I love to make my own soups, but I'll crack from time to time and buy a can of Chunky chicken corn chowder. Yum.
Fresh fish, not packaged and seasoned/flavored.
I'll buy pasta, but I'm using whole wheat pasta now.
I'll buy bread, I'm not a baker.
I flavor my rice. No boxed rice/potatoes or dinners.
Good thread for sure. I like from 'scratch', but also cheat when I'm working and it depends on my mood, if I feel like 'scratch.'
I have canned spaghetti sauce because hubby and granddaughter like it () but if I'm cooking I'll use a can after doing my meat, onions, peppers, mushrooms, etc., and add a can of diced tomatoes and water with some beef or chicken base, Better than Bouillon here too as I can't find my usual, let it cook, then add herbs and whatever else. If from scratch, then scratch the bought spaghetti sauce, I like it lighter especially in the summer. Buy the noodles most of the time.
Bread depending on the mood, but mostly bought and some type of whole grain.
Baked goods...scratch. Pie crust...usually scratch.
Soups...scratch.
Gravies, sauces,....scratch.
Veggies fresh if reasonable and freeze extra, or plain frozen and steam. Some canned on hand in case of emergency, but Lizzy will heat up a can of grean beans or corn for a snack...but rarely used for a meal.

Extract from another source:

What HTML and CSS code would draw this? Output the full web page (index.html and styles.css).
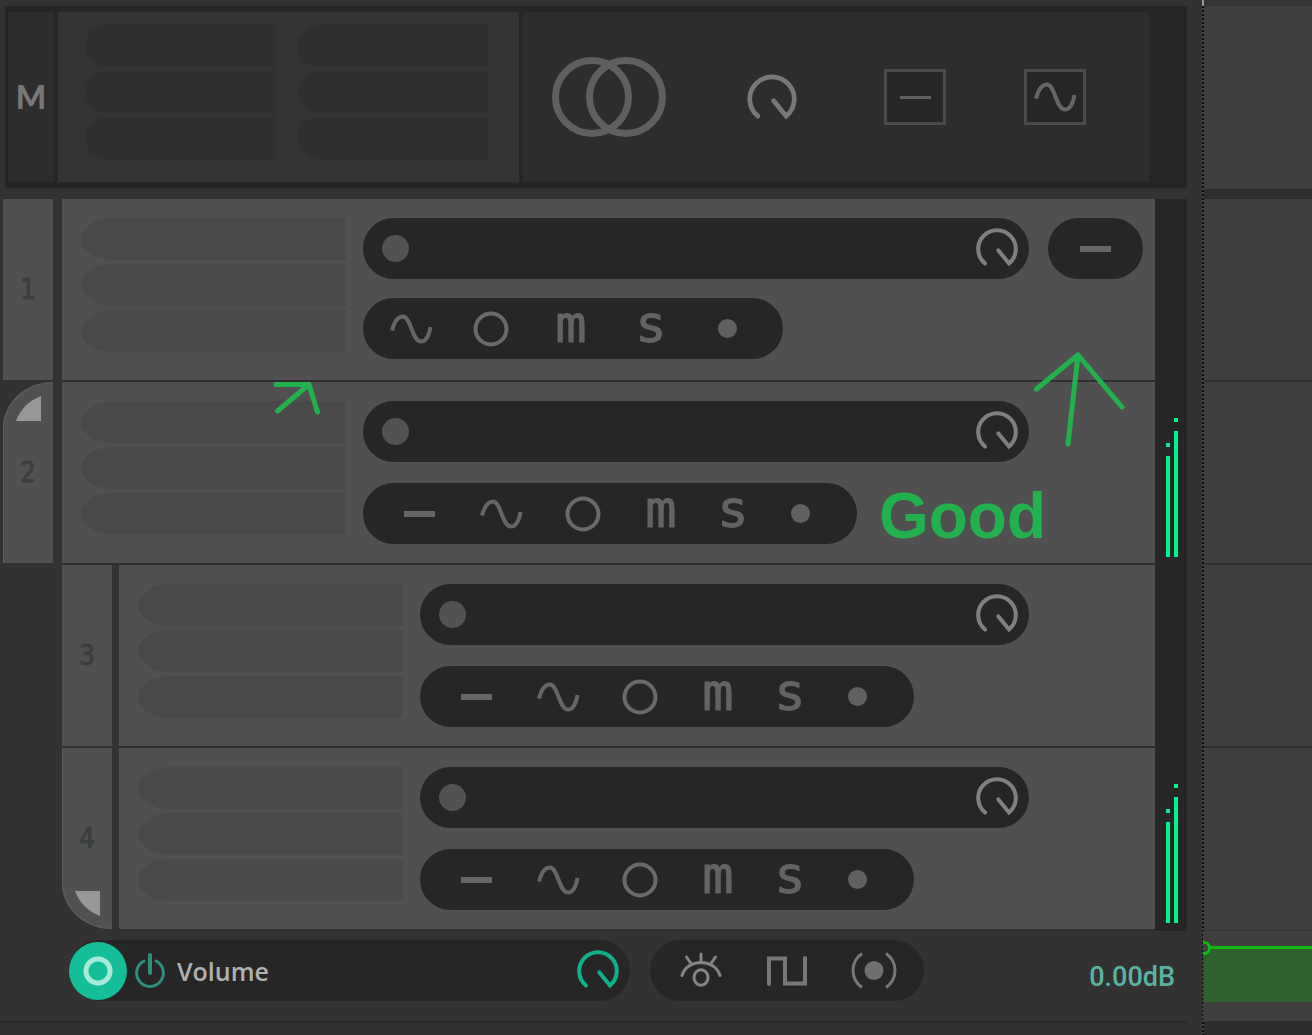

Rice, usually I cook it, but sometimes will use the box rice-a-roni type things.
Casseroles...scratch...no hamburger helper allowed. Box mac and cheese if in a hurry.
Fruits...fresh other than mandarin oranges, pineapple, or maybe frozen berries.
I found a recipe for homemade mayo, and I think it sounds great. If a plain batch turns out, I'll try herbed mayo too. But it has raw egg in it, unlike store-bought mayo, which is pasteurized/cooked. I'm not particularly squeamish and will eat raw cookie dough, but I imagine that I'll be keeping homemade mayo in the fridge. I'm not going to whip it up every time I want to make a sandwich. (And we don't use that much mayo anyway--mostly mustards.) How long does it keep? Do I have to worry about packing the kids' lunch with it?
I think I will have to feed it to my husband a few times before I tell him it's raw egg, too.